STRUCTURAL DETERMINANTS OF THE THERMOSTABILITY OF THERMOLYSIN-LIKE BACILLUS NEUTRAL PROTEASES

Abstract The neutral protease of B. stearothermophilus (NP-ste) is 13 degrees less thermostable than thermolysin, the neutral protease of B. thermoproteolyticus. The sequences of these two proteins differ at 45 positions. By introducing site-directed mutations in NP-ste, it was shown that only a few of these sequence differences account for the total difference in thermostability. All critical residues appeared to be located at the surface of the molecule, mainly in the 63–69 region, and no drastic mutational effects were observed at buried positions.

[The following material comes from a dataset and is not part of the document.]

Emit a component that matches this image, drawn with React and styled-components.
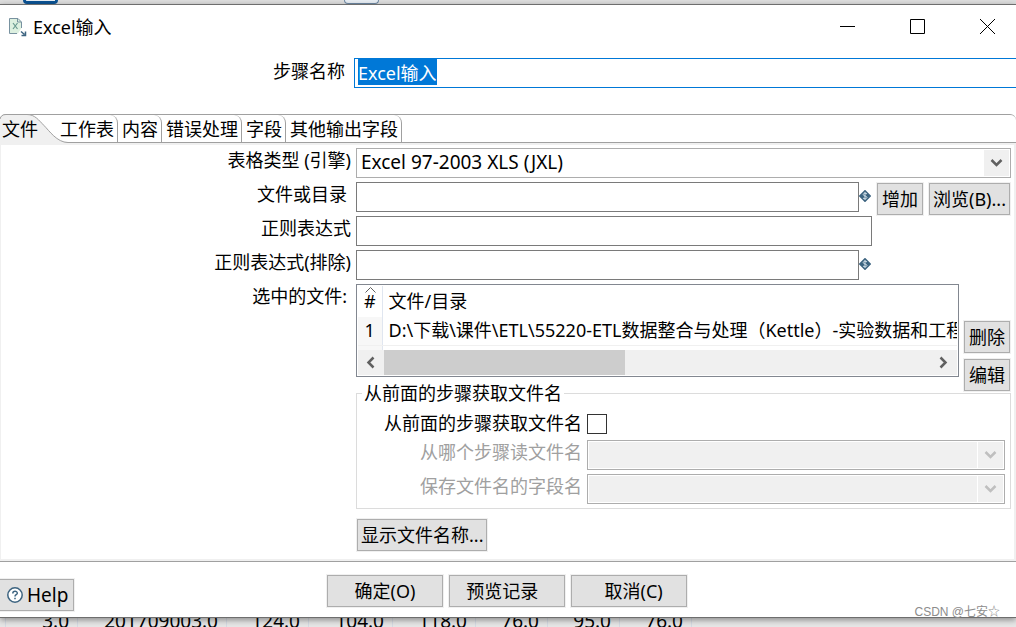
import { useEffect, useRef, useState } from 'react';
import styled, { createGlobalStyle, css } from 'styled-components';

const colors = {
    white: '#FFFFFF',
    text: '#000000',
    face: '#E1E1E1',
    faceBorder: '#ADADAD',
    light: '#F0F0F0',
    line: '#A0A0A0',
    inputBorder: '#7A7A7A',
    accent: '#0078D7',
    disabled: '#A0A0A0',
    steel: '#3D6480'
}

const GlobalStyle = createGlobalStyle`
    * {
        box-sizing: border-box;
    }
    body {
        margin: 0;
        overflow: hidden;
        background: #E6E6E6;
    }
    body, button, input, select {
        font-family: "Noto Sans", "Noto Sans CJK SC", sans-serif;
        font-size: 18px;
        color: ${colors.text};
    }
`;

const Backdrop = styled.div`
    display: flex;
    height: 4px;
    padding-left: 23px;
    gap: 286px;
    overflow: hidden;
    background: #DEDEDE;
`;

const ToolEdge = styled.span`
    width: 35px;
    height: 4px;
    border: ${({ $active }) => $active ? '3px solid #0B5394' : '1px solid #6F8AA5'};
    border-top: 0;
    border-radius: 0 0 5px 5px;
    background: #E8EEF4;
`;

const Window = styled.main`
    position: relative;
    z-index: 1;
    background: ${colors.white};
    border-top: 1px solid #6E6E6E;
    border-bottom: 1px solid #6E6E6E;
    box-shadow: 0 2px 6px rgba(0, 0, 0, 0.4);
`;

const TitleBar = styled.header`
    display: flex;
    align-items: center;
    height: 43px;
    padding-left: 8px;
    h1 {
        flex: 1;
        margin: 0 0 2px 6px;
        font-size: 18px;
        font-weight: 400;
    }
`;

const WindowButton = styled.button`
    display: flex;
    align-items: center;
    justify-content: center;
    width: 70px;
    height: 43px;
    padding: 0;
    border: 0;
    background: none;
    &:last-child {
        margin-right: -6px;
    }
`;

const Row = styled.div`
    display: flex;
    align-items: flex-start;
    height: ${({ $height }) => $height || 30}px;
`;

const Label = styled.label`
    flex: none;
    width: ${({ $width }) => $width || 355}px;
    padding-right: ${({ $trail }) => $trail ? 9 : 5}px;
    text-align: right;
    line-height: 24px;
    white-space: nowrap;
    color: ${({ $muted }) => $muted ? colors.disabled : colors.text};
`;

const TextBox = styled.input`
    flex: 1;
    min-width: 0;
    height: 30px;
    padding: 0 3px 2px;
    border: 1px solid ${colors.inputBorder};
    border-radius: 0;
    outline: none;
    background: ${colors.white};
`;

const StepRow = styled(Row)`
    margin: 10px 0 26px;
    ${Label} {
        width: 354px;
        padding-right: 9px;
        line-height: 26px;
    }
    ${TextBox} {
        border-color: ${colors.accent};
        border-right: 0;
        line-height: 24px;
        &::selection {
            color: ${colors.white};
            background: ${colors.accent};
        }
    }
`;

const TabBar = styled.div`
    display: flex;
    height: 29px;
    border: 1px solid ${colors.line};
    border-left: 0;
    border-right: 0;
    border-radius: 6px 6px 0 0;
`;

const Tab = styled.button`
    position: relative;
    padding: 1px 4px 0 4px;
    border: 0;
    border-right: 1px solid ${colors.line};
    border-top-right-radius: 8px;
    background: none;
    line-height: 26px;
    white-space: nowrap;
    &:not(:first-child) {
        padding-right: 3px;
    }
    ${({ $selected }) => $selected && css`
        width: 56px;
        padding: 1px 0 0 2px;
        border: 0;
        text-align: left;
    `}
    svg {
        position: absolute;
        top: -1px;
        left: 0;
    }
    span {
        position: relative;
    }
`;

const Panel = styled.section`
    display: flex;
    flex-direction: column;
    gap: 4px;
    padding: 3px 3px 8px 0;
    border: 2px solid ${colors.light};
    border-left-width: 1px;
`;

const SelectWrap = styled.div`
    position: relative;
    flex: 1;
    min-width: 0;
    select {
        display: block;
        width: 100%;
        height: 30px;
        padding: 0 30px 2px 4px;
        border: 1px solid ${colors.faceBorder};
        border-radius: 0;
        appearance: none;
        background: ${colors.white};
        box-shadow: inset 0 0 0 1px ${colors.white};
        font-size: 19px;
    }
    select:disabled {
        background: ${colors.light};
        opacity: 1;
    }
    span {
        position: absolute;
        top: 2px;
        right: 2px;
        bottom: 2px;
        width: 25px;
        display: flex;
        align-items: center;
        justify-content: center;
        background: ${colors.light};
        pointer-events: none;
    }
    select:disabled + span {
        width: 26px;
        border-left: 1px solid ${colors.white};
    }
`;

const Button = styled.button`
    flex: none;
    height: 32px;
    min-width: ${({ $wide }) => $wide ? 116 : 46}px;
    padding: 0 3px;
    border: 1px solid ${colors.faceBorder};
    background: ${colors.face};
    box-shadow: 0 0 0 1px ${colors.light};
    line-height: 28px;
    white-space: nowrap;
`;

const RowEnd = styled.div`
    flex: none;
    display: flex;
    gap: 6px;
    width: ${({ $width }) => $width}px;
    padding-top: 1px;
    > svg {
        flex: none;
        margin-top: 7px;
    }
`;

const FileBox = styled.div`
    flex: 1;
    min-width: 0;
    height: 93px;
    padding: 1px;
    overflow: hidden;
    border: 1px solid #828790;
`;

const TableView = styled.div`
    height: 64px;
    overflow: hidden;
    table {
        width: 1100px;
        border-collapse: collapse;
        table-layout: fixed;
    }
    th, td {
        padding: 0 0 0 6px;
        text-align: left;
        font-weight: 400;
        line-height: 27px;
        white-space: nowrap;
    }
    th {
        height: 31px;
    }
    td {
        height: 28px;
        border-bottom: 1px solid ${colors.light};
    }
    th:first-child, td:first-child {
        position: relative;
        width: 24px;
        padding-left: 0;
        text-align: center;
        border-right: 1px solid #E0E6F0;
    }
    td:first-child {
        background: #F7F7F7;
    }
    th svg {
        position: absolute;
        top: 1px;
        left: 7px;
    }
`;

const ScrollBar = styled.div`
    display: flex;
    height: 25px;
    background: ${colors.light};
    button {
        width: 26px;
        padding: 0 2px 0 0;
        border: 0;
        background: none;
    }
    button svg {
        display: block;
        margin: 0 auto;
    }
    div {
        flex: 1;
    }
    div span {
        display: block;
        width: 44%;
        height: 100%;
        background: #CDCDCD;
    }
`;

const SideButtons = styled.div`
    flex: none;
    display: flex;
    flex-direction: column;
    gap: 6px;
    padding: 37px 1px 0 5px;
`;

const Group = styled.fieldset`
    display: flex;
    flex-direction: column;
    gap: 4px;
    min-width: 0;
    margin: 1px 0 0 355px;
    padding: 6px 5px 4px 0;
    border: 1px solid #DCDCDC;
    legend {
        margin-left: 5px;
        padding: 0 2px;
        line-height: 22px;
    }
`;

const CheckRow = styled(Row)`
    height: 26px;
    ${Label} {
        line-height: 26px;
    }
`;

const CheckBox = styled.input`
    width: 20px;
    height: 20px;
    margin: 4px 0 0;
    border: 1px solid #333333;
    appearance: none;
    background: ${colors.white};
    &:checked {
        background: ${colors.accent};
    }
`;

const ShowNames = styled.div`
    padding: 6px 0 0 356px;
`;

const Footer = styled.footer`
    display: grid;
    grid-template-columns: 1fr auto 1fr;
    align-items: start;
    padding: 13px 2px 6px 0;
    border-top: 1px solid ${colors.line};
`;

const FooterButtons = styled.div`
    display: flex;
    gap: 6px;
`;

const HelpButton = styled(Button)`
    display: flex;
    align-items: center;
    justify-self: start;
    gap: 4px;
    margin-top: 4px;
    padding: 0 5px 0 7px;
    border-left: 0;
    font-size: 19px;
`;

const Watermark = styled.small`
    position: absolute;
    right: 16px;
    bottom: -3px;
    font: 12px/16px "Liberation Sans", "Noto Sans CJK SC", sans-serif;
    color: #8C8C8C;
`;

const DataTable = styled.table`
    margin: -12px 0 0 5px;
    border-collapse: collapse;
    table-layout: fixed;
    width: 686px;
    td {
        padding: 0 8px 0 0;
        border: 1px solid #D5DAE3;
        text-align: right;
        font-size: 19px;
        line-height: 28px;
    }
`;

const tabs = ['文件', '工作表', '内容', '错误处理', '字段', '其他输出字段'];

const preview = [
    ['3.0', 72],
    ['201709003.0', 149],
    ['124.0', 82],
    ['104.0', 84],
    ['118.0', 83],
    ['76.0', 72],
    ['95.0', 72],
    ['76.0', 72]
];

const ExcelIcon = () => (
    <svg width="19" height="20" viewBox="0 0 19 20" fill="none">
        <path d="M2 1.500h8l3.500 3.500v6L10 16.500H2z" fill="#DDF0E0" />
        <path d="M13.500 11V5L10 1.500H1.500v15H9" stroke="#7892A0" />
        <path d="M9.500 1.500V5H13" stroke="#7892A0" />
        <path d="M5 6l4.500 6M9.500 6L5 12" stroke="#6A9A90" strokeWidth="1.200" />
        <path d="M13 14.500l3.500 3M17.500 14.500v4h-4" stroke="#3D6480" strokeWidth="1.500" />
    </svg>
)

const Chevron = ({ color = '#606060' }) => (
    <svg width="13" height="10" viewBox="0 0 13 10" fill="none">
        <path d="M1.5 2l5 5 5-5" stroke={color} strokeWidth="2.5" />
    </svg>
)

const Arrow = ({ right }) => (
    <svg width="11" height="13" viewBox="0 0 11 13" fill="none">
        <path d={right ? 'M2.5 1.5l5 5-5 5' : 'M8.5 1.5l-5 5 5 5'} stroke="#606060" strokeWidth="2.5" />
    </svg>
)

const VariableIcon = () => (
    <svg width="12" height="12" viewBox="0 0 12 12">
        <path d="M6 .8L11.200 6 6 11.200.8 6z" fill={colors.steel} stroke={colors.steel} strokeWidth="1.600" strokeLinejoin="round" />
        <path d="M8 4C7 2.800 4.200 3 4.200 4.600S8 5.800 8 7.400 5 9.200 4 8M6 2v8" fill="none" stroke="#D3E1EA" />
    </svg>
)

const HelpIcon = () => (
    <svg width="16" height="16" viewBox="0 0 16 16" fill="none" stroke={colors.steel}>
        <circle cx="8" cy="8" r="7.200" fill="#FFFFFF" strokeWidth="1.5" />
        <path d="M5.800 6.500c0-3 4.500-2.800 4.500-.3C10.300 7.800 8 7.700 8 9.500M8 10.800v1.500" strokeWidth="1.500" />
    </svg>
)

const Select = ({ id, disabled, children }) => (
    <SelectWrap>
        <select id={id} disabled={disabled}>{children}</select>
        <span><Chevron color={disabled ? '#BFBFBF' : '#606060'} /></span>
    </SelectWrap>
)

const App = () => {
    const [tab, setTab] = useState(0);
    const nameRef = useRef(null);

    useEffect(() => {
        nameRef.current.focus();
        nameRef.current.select();
    }, []);

    return (
        <>
            <GlobalStyle />
            <Backdrop>
                <ToolEdge $active />
                <ToolEdge />
            </Backdrop>
            <Window>
                <TitleBar>
                    <ExcelIcon />
                    <h1>Excel输入</h1>
                    <WindowButton aria-label="最小化">
                        <svg width="15" height="15"><path d="M0 7.500h15" stroke="#000" /></svg>
                    </WindowButton>
                    <WindowButton aria-label="最大化">
                        <svg width="15" height="15"><path d="M.5.5h14v14H.5z" fill="none" stroke="#000" /></svg>
                    </WindowButton>
                    <WindowButton aria-label="关闭">
                        <svg width="15" height="15"><path d="M0 0l15 15M15 0L0 15" stroke="#000" /></svg>
                    </WindowButton>
                </TitleBar>
                <StepRow>
                    <Label htmlFor="step">步骤名称</Label>
                    <TextBox id="step" ref={nameRef} defaultValue="Excel输入" />
                </StepRow>
                <TabBar role="tablist">
                    {tabs.map((name, i) => (
                        <Tab key={name} role="tab" aria-selected={tab === i} $selected={i === 0} onClick={() => setTab(i)}>
                            {i === 0 && (
                                <svg width="70" height="29" viewBox="0 0 70 29" fill="none">
                                    <path d="M0 29V5Q1 .5 6 .5h21c8 0 12 6 17 11s13 17 24 17v.5z" fill={colors.light} />
                                    <path d="M0 5Q1 .5 6 .5h21c8 0 12 6 17 11s13 17 24 17h2" stroke={colors.line} />
                                </svg>
                            )}
                            <span>{name}</span>
                        </Tab>
                    ))}
                </TabBar>
                <Panel>
                    <Row>
                        <Label htmlFor="engine">表格类型 (引擎)</Label>
                        <Select id="engine"><option>Excel 97-2003 XLS (JXL)</option></Select>
                    </Row>
                    <Row>
                        <Label htmlFor="path" $trail>文件或目录</Label>
                        <TextBox id="path" />
                        <RowEnd $width={152}>
                            <VariableIcon />
                            <Button>增加</Button>
                            <Button>浏览(B)...</Button>
                        </RowEnd>
                    </Row>
                    <Row>
                        <Label htmlFor="regex">正则表达式</Label>
                        <TextBox id="regex" />
                        <RowEnd $width={139} />
                    </Row>
                    <Row>
                        <Label htmlFor="exclude">正则表达式(排除)</Label>
                        <TextBox id="exclude" />
                        <RowEnd $width={152}>
                            <VariableIcon />
                        </RowEnd>
                    </Row>
                    <Row $height={93}>
                        <Label as="span" id="files" $trail>选中的文件:</Label>
                        <FileBox>
                            <TableView>
                                <table aria-labelledby="files">
                                    <thead>
                                        <tr>
                                            <th>
                                                <svg width="11" height="6"><path d="M.5 5.500l5-5 5 5" fill="none" stroke="#606060" /></svg>
                                                #
                                            </th>
                                            <th>文件/目录</th>
                                        </tr>
                                    </thead>
                                    <tbody>
                                        <tr>
                                            <td>1</td>
                                            <td>D:\下载\课件\ETL\55220-ETL数据整合与处理（Kettle）-实验数据和工程</td>
                                        </tr>
                                        <tr><td></td><td></td></tr>
                                    </tbody>
                                </table>
                            </TableView>
                            <ScrollBar>
                                <button aria-label="向左"><Arrow /></button>
                                <div><span /></div>
                                <button aria-label="向右"><Arrow right /></button>
                            </ScrollBar>
                        </FileBox>
                        <SideButtons>
                            <Button>删除</Button>
                            <Button>编辑</Button>
                        </SideButtons>
                    </Row>
                    <Group>
                        <legend>从前面的步骤获取文件名</legend>
                        <CheckRow>
                            <Label htmlFor="accept" $width={230}>从前面的步骤获取文件名</Label>
                            <CheckBox id="accept" type="checkbox" />
                        </CheckRow>
                        <Row>
                            <Label htmlFor="from" $width={230} $muted>从哪个步骤读文件名</Label>
                            <Select id="from" disabled />
                        </Row>
                        <Row>
                            <Label htmlFor="field" $width={230} $muted>保存文件名的字段名</Label>
                            <Select id="field" disabled />
                        </Row>
                    </Group>
                    <ShowNames>
                        <Button>显示文件名称...</Button>
                    </ShowNames>
                </Panel>
                <Footer>
                    <HelpButton><HelpIcon />Help</HelpButton>
                    <FooterButtons>
                        <Button $wide>确定(O)</Button>
                        <Button $wide>预览记录{'\u00a0\u00a0'}</Button>
                        <Button $wide>{'\u00a0\u00a0'}取消(C)</Button>
                    </FooterButtons>
                </Footer>
                <Watermark>CSDN @七安☆</Watermark>
            </Window>
            <DataTable>
                <colgroup>
                    {preview.map(([, width], i) => <col key={i} style={{ width }} />)}
                </colgroup>
                <tbody>
                    <tr>
                        {preview.map(([value], i) => <td key={i}>{value}</td>)}
                    </tr>
                </tbody>
            </DataTable>
        </>
    )
}

export default App;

A series of additional mutations was designed that confirmed this trend: mutations in the hydrophobic core of the protein showed only marginal effects, whereas Ala Pro mutations at positions 63, 65, 66 and 69 had pronounced effects on the stability of the enzyme. The results support a model in which it is assumed that local unfolding processes at the surface of the protein, which render the NP susceptible towards autolysis, determine the rate of thermal inactivation. Within the framework of this model mutations that have large effects on stability are expected to be located in regions that unfold relatively easily and that play a role in the early steps of global unfolding. The present results indicate that the 63–69 area in the N-terminal domain of NP-ste is such an early unfolding region.